Several forward-looking risks are plausible for QPM over the next 3-5 years. The most significant is project execution risk (high probability). Delays or cost overruns in the construction of the TECH Project, a first-of-its-kind commercial application of the DNi Process™, could severely impact timelines and project economics, potentially requiring additional dilutive capital raises and delaying the onset of revenue. A 15% cost overrun, for example, would require an additional ~A$300 million in funding. A second risk is financing risk (high probability). While offtake agreements help, securing over A$2 billion in debt and equity in a challenging macroeconomic environment is a major hurdle. Failure to secure this funding would halt the project indefinitely, causing consumption of its products to remain at zero. A third risk is a significant shift in battery chemistry away from high-nickel cathodes (e.g., a dominant move to LFP batteries) (medium probability). This would reduce long-term demand for nickel sulfate, potentially impacting pricing and the economics of future expansions, though existing offtake contracts provide a buffer for the initial project life.

Beyond its primary products, QPM's future growth is also tied to the strategic value of its intellectual property and its position in the geopolitical landscape. The proprietary DNi Process™ itself is a valuable asset. If proven successful at scale, it could be licensed to third parties or used as a platform for future projects, creating an additional high-margin revenue stream. Furthermore, as Western governments increasingly focus on onshoring or 'friend-shoring' critical mineral supply chains to reduce dependence on China, QPM's Australian-based project becomes strategically vital. This could unlock access to government-backed financing or subsidies from agencies like Export Finance Australia (EFA) or their international equivalents, potentially lowering the cost of capital and further de-risking the project for investors. The key milestone for investors to watch remains the Final Investment Decision (FID), as this will be the ultimate signal that the project is transitioning from a plan to a reality.

Factor Analysis

  • Capital Flexibility And Optionality

    Fail

    As a pre-production company facing a single, massive capital project, QPM currently has very low capital flexibility, making it entirely dependent on external financing markets to fund its growth.

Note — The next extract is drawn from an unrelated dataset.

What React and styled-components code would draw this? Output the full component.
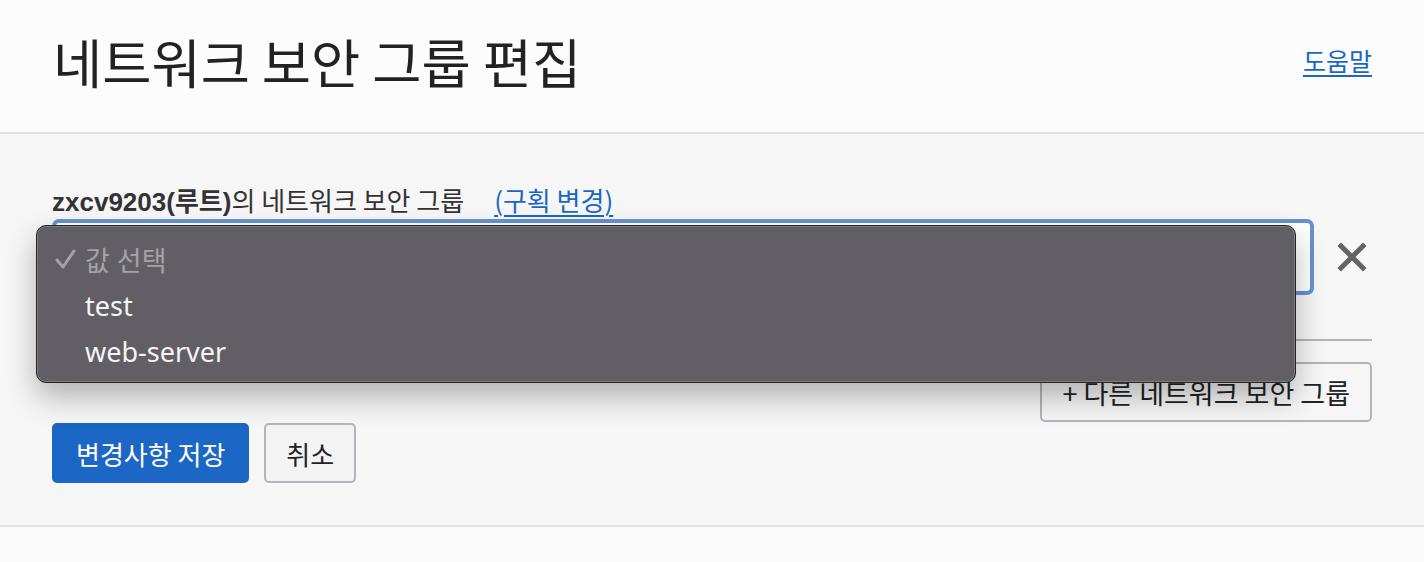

    This factor is not relevant in the traditional E&P sense of flexing capex with commodity prices. For QPM, it translates to the ability to fund the ~A$2 billion TECH Project. Currently, the company's flexibility is extremely limited. It does not generate significant operating cash flow, and its entire future is tied to a single, large, non-discretionary investment. Unlike an established producer that can defer projects, QPM cannot. The project's success hinges on raising a massive tranche of debt and equity. While strong offtake partners provide credibility, the company remains exposed to capital market sentiment and interest rate risk. This lack of flexibility and binary reliance on a single funding event is a significant weakness.

  • Demand Linkages And Basis Relief

    Pass

    QPM has exceptionally strong demand linkages, having pre-sold over `100%` of its planned initial production through binding, long-term offtake agreements with top-tier customers like General Motors.

    This factor is a core strength for QPM. The company has moved beyond potential market access to secured, guaranteed demand. By signing binding offtake agreements with General Motors, LG Energy Solution, and POSCO, QPM has effectively eliminated market and price risk for its initial production volume. These are not mere letters of intent; they are definitive contracts that underpin the project's bankability. This represents a significant de-risking catalyst that is rare for a development-stage company and demonstrates immense customer confidence in QPM's future product and its ESG credentials. This guaranteed demand from premium customers is the company's most powerful asset in securing project financing.

  • Maintenance Capex And Outlook

    Pass

    While 'maintenance capex' is not yet applicable, the company's production outlook is transformative, projecting growth from zero to `~16,000` tonnes of nickel and `~1,750` tonnes of cobalt annually in a single step.

    For a pre-production company, this factor shifts from 'maintenance' to 'growth outlook.' QPM's growth profile is not incremental; it is a step-change function. The company's guided trajectory is to go from zero revenue from its core business to several hundred million dollars annually once the TECH Project reaches nameplate capacity. The production CAGR is effectively infinite in the initial years. While the risks to achieving this are high, the planned production profile represents enormous growth potential. Furthermore, the integrated Moranbah Gas Project is designed to ensure low and stable operating costs post-construction, which would translate into a favorable maintenance capital profile once the plant is operational.

  • Sanctioned Projects And Timelines

    Pass

    The company's entire future is defined by a single, well-defined project—the TECH Project—which has been significantly de-risked by offtake agreements and is advancing toward a Final Investment Decision.

    This factor is central to QPM's story. The company's pipeline consists of one major, sanctioned strategic initiative: the TECH Project. All corporate activity is focused on bringing this project to a Final Investment Decision (FID) and then into construction. While FID has not yet been reached, the project is well-defined, with extensive engineering work completed, permits in place, and ore supply and product offtake secured. The timeline to first production is wholly dependent on securing financing, but the project's visibility is very high. Its projected IRR and value are substantial, making it a compelling, albeit high-risk, growth engine. The clarity and advanced stage of this single project are a strength.

  • Technology Uplift And Recovery

    Pass

    QPM's growth is fundamentally enabled by its proprietary DNi Process™, a core technological differentiator that promises higher metal recovery and superior environmental performance.

    This factor can be interpreted as the role of technology in unlocking value. For QPM, technology is not an incremental uplift; it is the foundation of the business model. The proprietary DNi Process™ is what allows the company to process ore efficiently, achieve high nickel and cobalt recovery rates (>95%), and, crucially, produce no tailings waste. This technical differentiation provides a powerful ESG advantage and is the primary reason it has attracted premium customers. While the technology carries execution risk as it has yet to be deployed at this commercial scale, its potential to deliver a lower-cost, more sustainable product is the company's core competitive moat and the driver of its entire future growth plan.